§ **Aim of the exercise**
What is the number of lines containing "Output"? Give only that number.

§ **Data section**
§ §

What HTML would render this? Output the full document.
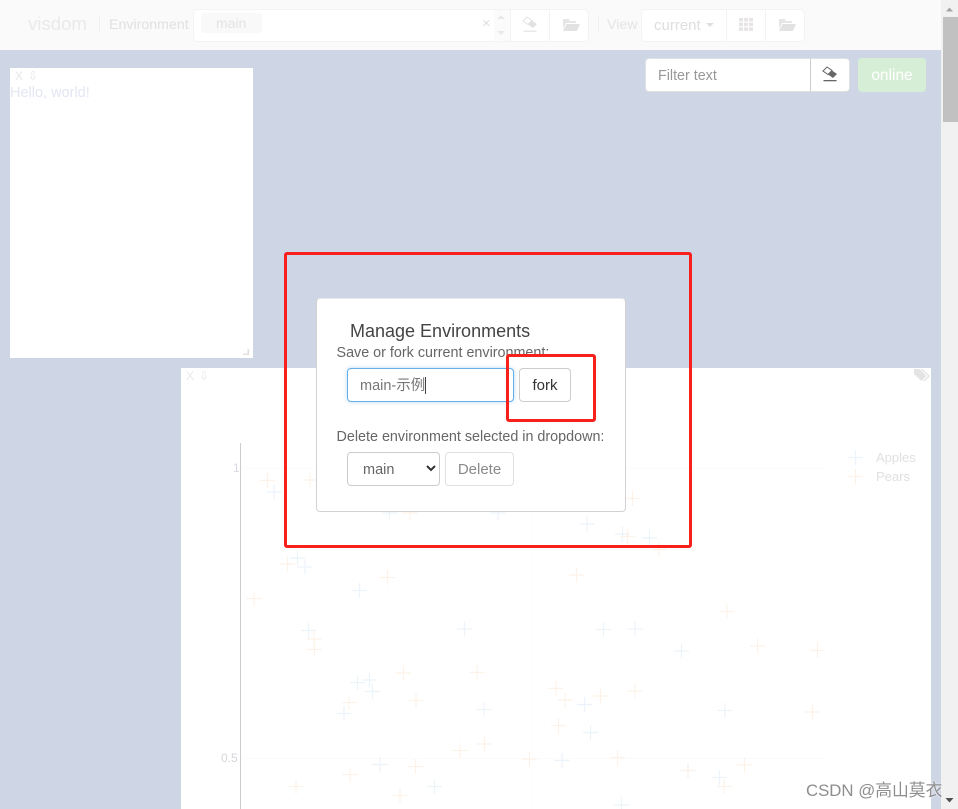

§ §

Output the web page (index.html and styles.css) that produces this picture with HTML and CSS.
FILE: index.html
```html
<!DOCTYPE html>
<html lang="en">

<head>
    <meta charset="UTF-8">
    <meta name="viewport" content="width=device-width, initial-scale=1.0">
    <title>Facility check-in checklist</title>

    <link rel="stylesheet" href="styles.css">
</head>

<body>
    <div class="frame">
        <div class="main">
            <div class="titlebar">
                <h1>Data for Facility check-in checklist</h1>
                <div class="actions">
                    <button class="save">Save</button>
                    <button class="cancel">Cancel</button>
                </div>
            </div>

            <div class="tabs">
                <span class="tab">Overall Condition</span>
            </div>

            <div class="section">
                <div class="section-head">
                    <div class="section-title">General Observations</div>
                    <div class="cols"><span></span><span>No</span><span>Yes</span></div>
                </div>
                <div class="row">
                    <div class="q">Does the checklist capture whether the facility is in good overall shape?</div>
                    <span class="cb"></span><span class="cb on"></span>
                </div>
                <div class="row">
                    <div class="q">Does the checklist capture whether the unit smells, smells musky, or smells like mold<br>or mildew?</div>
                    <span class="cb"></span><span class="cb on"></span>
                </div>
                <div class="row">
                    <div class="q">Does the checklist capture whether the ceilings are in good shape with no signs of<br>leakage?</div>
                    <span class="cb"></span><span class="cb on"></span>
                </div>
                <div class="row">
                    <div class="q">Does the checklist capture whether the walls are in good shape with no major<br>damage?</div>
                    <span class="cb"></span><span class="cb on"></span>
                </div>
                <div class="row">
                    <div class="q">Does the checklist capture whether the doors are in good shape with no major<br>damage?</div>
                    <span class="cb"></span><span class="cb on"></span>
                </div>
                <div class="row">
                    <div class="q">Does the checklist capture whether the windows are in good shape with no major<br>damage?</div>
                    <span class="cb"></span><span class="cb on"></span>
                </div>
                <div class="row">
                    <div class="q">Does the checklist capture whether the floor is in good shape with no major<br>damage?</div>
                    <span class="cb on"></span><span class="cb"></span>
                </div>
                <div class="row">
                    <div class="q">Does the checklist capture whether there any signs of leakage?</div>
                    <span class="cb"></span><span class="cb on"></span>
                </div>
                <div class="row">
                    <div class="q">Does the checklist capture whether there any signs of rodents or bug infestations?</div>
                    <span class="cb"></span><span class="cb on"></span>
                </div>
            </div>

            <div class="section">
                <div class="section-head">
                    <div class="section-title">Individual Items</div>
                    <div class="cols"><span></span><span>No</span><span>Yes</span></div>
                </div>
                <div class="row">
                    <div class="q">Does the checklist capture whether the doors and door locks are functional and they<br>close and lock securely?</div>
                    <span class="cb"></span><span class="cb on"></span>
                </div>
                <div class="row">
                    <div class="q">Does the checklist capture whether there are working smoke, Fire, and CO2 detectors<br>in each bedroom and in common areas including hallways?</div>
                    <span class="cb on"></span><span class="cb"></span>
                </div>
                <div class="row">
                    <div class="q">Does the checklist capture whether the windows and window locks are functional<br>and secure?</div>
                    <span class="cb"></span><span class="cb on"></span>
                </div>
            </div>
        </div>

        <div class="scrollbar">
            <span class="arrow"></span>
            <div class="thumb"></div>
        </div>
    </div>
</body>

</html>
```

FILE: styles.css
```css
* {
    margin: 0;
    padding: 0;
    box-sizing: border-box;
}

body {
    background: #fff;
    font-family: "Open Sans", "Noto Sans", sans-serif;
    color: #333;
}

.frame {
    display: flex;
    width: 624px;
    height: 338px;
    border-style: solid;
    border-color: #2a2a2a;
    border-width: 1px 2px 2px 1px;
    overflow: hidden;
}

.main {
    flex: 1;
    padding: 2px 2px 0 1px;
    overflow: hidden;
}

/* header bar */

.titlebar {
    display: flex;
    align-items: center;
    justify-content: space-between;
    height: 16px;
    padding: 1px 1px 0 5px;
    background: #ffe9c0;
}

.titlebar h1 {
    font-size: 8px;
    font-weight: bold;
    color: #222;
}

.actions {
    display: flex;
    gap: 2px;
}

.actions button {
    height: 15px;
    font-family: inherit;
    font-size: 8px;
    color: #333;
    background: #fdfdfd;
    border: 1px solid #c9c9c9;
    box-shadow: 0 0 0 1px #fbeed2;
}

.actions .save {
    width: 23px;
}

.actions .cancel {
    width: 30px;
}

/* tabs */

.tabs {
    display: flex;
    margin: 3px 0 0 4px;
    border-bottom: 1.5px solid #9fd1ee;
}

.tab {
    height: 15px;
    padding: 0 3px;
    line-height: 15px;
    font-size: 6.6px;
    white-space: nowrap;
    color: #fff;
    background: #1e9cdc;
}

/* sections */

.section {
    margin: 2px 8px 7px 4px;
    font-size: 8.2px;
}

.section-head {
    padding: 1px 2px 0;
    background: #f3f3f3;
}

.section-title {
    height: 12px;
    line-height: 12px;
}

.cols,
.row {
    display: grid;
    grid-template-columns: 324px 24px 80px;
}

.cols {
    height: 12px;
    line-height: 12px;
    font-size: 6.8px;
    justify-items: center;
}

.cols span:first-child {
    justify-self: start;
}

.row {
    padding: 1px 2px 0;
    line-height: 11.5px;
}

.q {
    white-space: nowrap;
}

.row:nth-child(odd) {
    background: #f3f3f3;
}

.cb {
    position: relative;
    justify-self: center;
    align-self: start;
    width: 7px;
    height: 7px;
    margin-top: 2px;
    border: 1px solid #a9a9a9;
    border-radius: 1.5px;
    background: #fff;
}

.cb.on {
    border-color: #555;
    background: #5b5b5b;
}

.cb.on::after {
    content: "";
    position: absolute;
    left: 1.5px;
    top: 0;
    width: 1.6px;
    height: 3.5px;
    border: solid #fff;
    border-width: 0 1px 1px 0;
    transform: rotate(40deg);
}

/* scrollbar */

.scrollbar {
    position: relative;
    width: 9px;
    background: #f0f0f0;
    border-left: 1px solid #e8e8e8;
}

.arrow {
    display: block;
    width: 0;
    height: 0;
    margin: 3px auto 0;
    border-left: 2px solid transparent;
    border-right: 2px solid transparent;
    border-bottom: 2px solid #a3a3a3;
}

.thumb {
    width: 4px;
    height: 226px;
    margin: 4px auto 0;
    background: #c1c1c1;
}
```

§ §

§ **Solution**
2